O rei vai nu

Por João Fróis

A velha fábula do rei que por soberba acreditou estar vestido quando na verdade estava nu, assenta que nem uma luva no enorme problema social que é a habitação em Portugal. Antes de olharmos às razões que levaram o governo a tomar medidas, polémicas, sobre o uso das habitações, cabe puxar o filme atrás e perceber como está o parque habitacional no país.

E percebemos um claro declínio no número de fogos novos para habitação familiar, nos últimos 20 anos. Se na década de 90 do séc. XX eram criados em média 70 mil fogos anuais, entre 1999 e 2002 assistiu-se a um crescimento forte acima dos cem mil fogos novos, chegando a um máximo de 125700 no último ano deste quadriénio. A partir daí a queda foi acentuada com 26360 novos fogos em 2011 e apenas entre 7 e 8 mil nos anos 2014 a 2017. Depois houve alguma recuperação tendo sido criados 19080 novos fogos em 2021. Paralelamente assistimos a um aumento enorme no preço das casas entre 2010 e 2022, na ordem dos 80%, com as rendas a subirem em média 28%, mais 10 pontos percentuais que a média da zona Euro.

A conjuntura mostrava sinais claros de dificuldades no acesso a habitações novas, a créditos hipotecários e ao crescimento da especulação imobiliária, percebendo-se a tendência de ver na habitação o negócio promissor para superar as crises financeira e económica. Os vistos Gold inflacionaram o mercado e o preço do metro quadrado nos principais centros urbanos disparou. Foi assim que chegámos a preços absurdos face à média das remunerações em Portugal e que levaram a excessos na atribuição de créditos bancários com taxas de esforço bem acima dos avisados 35% do rendimento. Com a recente instabilidade que a guerra trouxe e que motivou o regresso da inflação em força, as taxas Euribor subiram a níveis há muito desaparecidos, atirando milhares para o estrangulamento das já frágeis economias caseiras.

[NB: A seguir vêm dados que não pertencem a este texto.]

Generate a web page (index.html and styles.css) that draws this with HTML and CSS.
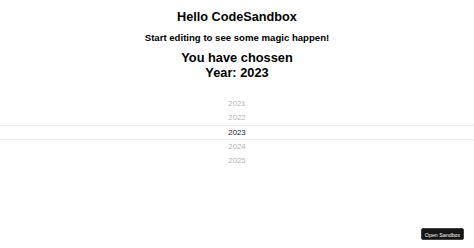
FILE: index.html
```html
<!DOCTYPE html>
<html>
<head>
<meta charset="utf-8">
<link rel="stylesheet" href="styles.css">
</head>
<body>
<div class="app">
  <h1 class="title">Hello CodeSandbox</h1>
  <h2 class="subtitle">Start editing to see some magic happen!</h2>
  <h2 class="chosen">You have chossen<br>Year: 2023</h2>
  <div class="picker">
    <div class="item">2021</div>
    <div class="item">2022</div>
    <div class="item selected">2023</div>
    <div class="item">2024</div>
    <div class="item">2025</div>
  </div>
</div>
<div class="open-btn">Open Sandbox</div>
</body>
</html>
```
FILE: styles.css
```css
html, body {
  margin: 0;
  padding: 0;
  background: #ffffff;
}
body {
  font-family: "Liberation Sans", Arial, sans-serif;
  color: #000;
  height: 248px;
  overflow: hidden;
}
.app {
  text-align: center;
  padding-top: 8.5px;
}
.title {
  margin: 0;
  font-size: 12.7px;
  line-height: 16px;
  font-weight: bold;
}
.subtitle {
  margin: 7.5px 0 0;
  font-size: 9.6px;
  line-height: 11px;
  font-weight: bold;
}
.chosen {
  margin: 8px 0 0;
  font-size: 12.8px;
  line-height: 14.7px;
  font-weight: bold;
}
.picker {
  margin-top: 17px;
  display: flex;
  flex-direction: column;
}
.item {
  height: 14px;
  line-height: 14px;
  font-size: 7.8px;
  color: #b4b4b4;
}
.item.selected {
  color: #222;
  border-top: 1px solid #efefef;
  border-bottom: 1px solid #efefef;
  height: 13px;
  line-height: 13px;
  margin-top: -0.5px;
}
.open-btn {
  position: absolute;
  left: 421px;
  top: 228px;
  width: 43px;
  height: 12px;
  background: #151515;
  color: #fff;
  border-radius: 2px;
  font-size: 5.3px;
  line-height: 12px;
  text-align: center;
  border: 0.5px solid #444;
  box-sizing: border-box;
}
```
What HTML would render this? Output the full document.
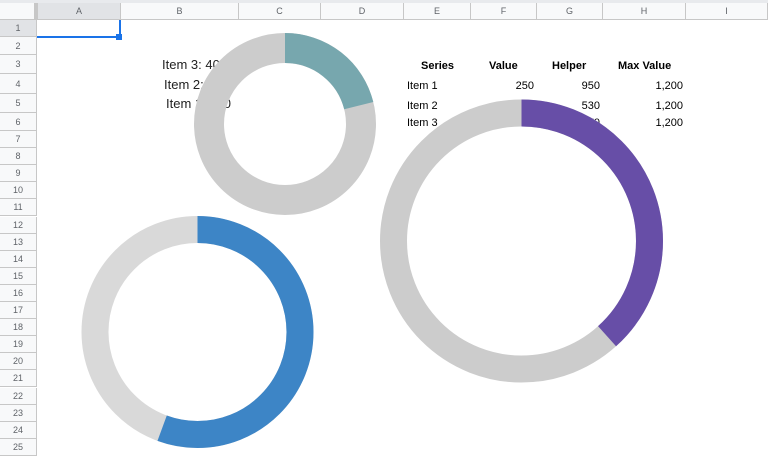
<!DOCTYPE html>
<html><head><style>
body{margin:0;width:768px;height:457px;overflow:hidden;background:#fff;font-family:"Liberation Sans",Arial,sans-serif;position:relative}
.abs{position:absolute}
.ch{position:absolute;top:3px;height:17px;border-right:1px solid #c7c7c7;border-bottom:1px solid #c7c7c7;background:#f8f9fa;font-size:9px;color:#5f6368;text-align:center;line-height:17px;box-sizing:border-box}
.rh{position:absolute;left:0;width:37px;border-right:1px solid #c7c7c7;border-bottom:1px solid #c7c7c7;background:#f8f9fa;font-size:9px;color:#5f6368;text-align:center;box-sizing:border-box}
.t{position:absolute;font-size:11px;color:#000}
.b{font-weight:bold}
.r{text-align:right}
.lg{position:absolute;font-size:13px;color:#222}
</style></head><body>
<div class="abs" style="left:0;top:0;width:768px;height:3px;background:#e8eaed"></div>
<div class="ch" style="left:0;width:38px;background:#f8f9fa;border-right:4px solid #c7c7c7"></div>
<div class="ch" style="left:38px;width:83px;background:#e1e3e6">A</div>
<div class="ch" style="left:121px;width:118px">B</div>
<div class="ch" style="left:239px;width:82px">C</div>
<div class="ch" style="left:321px;width:83px">D</div>
<div class="ch" style="left:404px;width:67px">E</div>
<div class="ch" style="left:471px;width:66px">F</div>
<div class="ch" style="left:537px;width:66px">G</div>
<div class="ch" style="left:603px;width:83px">H</div>
<div class="ch" style="left:686px;width:82px">I</div>
<div id="rows"></div>
<script>
var h=[17,18,19,20,19,18];for(var i=6;i<25;i++)h.push(17.1);
var y=20,s='';for(var i=0;i<25;i++){s+='<div class="rh" style="top:'+y+'px;height:'+h[i]+'px;line-height:'+h[i]+'px;'+(i==0?'background:#e1e3e6;':'')+'">'+(i+1)+'</div>';y+=h[i];}
document.getElementById('rows').innerHTML=s;
</script>
<div class="abs" style="left:37px;top:20px;width:82px;height:16px;border:1px solid #1a73e8;border-width:0 2px 2px 0"></div>
<div class="abs" style="left:116px;top:34px;width:6px;height:6px;background:#1a73e8"></div>

<div class="lg" style="left:162px;top:57px">Item 3: 400</div>
<div class="lg" style="left:164px;top:77px">Item 2: 530</div>
<div class="lg" style="left:166px;top:96px">Item 1: 250</div>

<div class="t b" style="left:421px;top:60px">Series</div>
<div class="t b" style="left:489px;top:60px">Value</div>
<div class="t b" style="left:552px;top:60px">Helper</div>
<div class="t b" style="left:618px;top:60px">Max Value</div>
<div class="t" style="left:407px;top:80px">Item 1</div>
<div class="t r" style="left:470px;width:64px;top:80px">250</div>
<div class="t r" style="left:536px;width:64px;top:80px">950</div>
<div class="t r" style="left:602px;width:81px;top:80px">1,200</div>
<div class="t" style="left:407px;top:100px">Item 2</div>
<div class="t r" style="left:536px;width:64px;top:100px">530</div>
<div class="t r" style="left:602px;width:81px;top:100px">1,200</div>
<div class="t" style="left:407px;top:117px">Item 3</div>
<div class="t r" style="left:536px;width:64px;top:117px">670</div>
<div class="t r" style="left:602px;width:81px;top:117px">1,200</div>

<svg class="abs" style="left:0;top:0" width="768" height="457">
<g transform="translate(285,124) rotate(-90)">
<circle r="76" fill="none" stroke="#cccccc" stroke-width="30"/>
<circle r="76" fill="none" stroke="#77a7ae" stroke-width="30" stroke-dasharray="100.8 1000"/>
</g>
<g transform="translate(197.5,332) rotate(-90)">
<circle r="102.5" fill="none" stroke="#d9d9d9" stroke-width="27"/>
<circle r="102.5" fill="none" stroke="#3d85c6" stroke-width="27" stroke-dasharray="358 1000"/>
</g>
<g transform="translate(521.5,241) rotate(-90)">
<circle r="128" fill="none" stroke="#cccccc" stroke-width="27"/>
<circle r="128" fill="none" stroke="#674ea7" stroke-width="27" stroke-dasharray="308.3 1000"/>
</g>
</svg>
</body></html>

Face a este caos o governo anunciou medidas polémicas que pretendem tornar habitáveis supostas casas devolutas por não ocupação permanente. Sendo dificilmente constitucionais, estas medidas draconianas revelam algum desnorte na interpretação dos reais problemas de um mercado que foi deixado em roda livre e ao sabor da especulação, tornando praticamente impossível arrendar apartamentos de tipologia T2 e T3, nas zonas urbanas, abaixo dos 700 a 1000 euros. Isto num país onde a remuneração média dos trabalhadores por conta de outrem situa-se nos 19300 euros brutos anuais, subsídios incluídos.

Na europa há 16 países, 13 dos quais na zona euro, que têm políticas de controlo das rendas, alguns há décadas, outros apenas recentemente. Caberá aprender com a experiência dos parceiros antes de apresentar medidas de cariz soviético que atentam claramente com o direito da propriedade. Que impere o bom senso e se ponha a habitação no lugar certo, a morada de família com dignidade e justiça social e económica.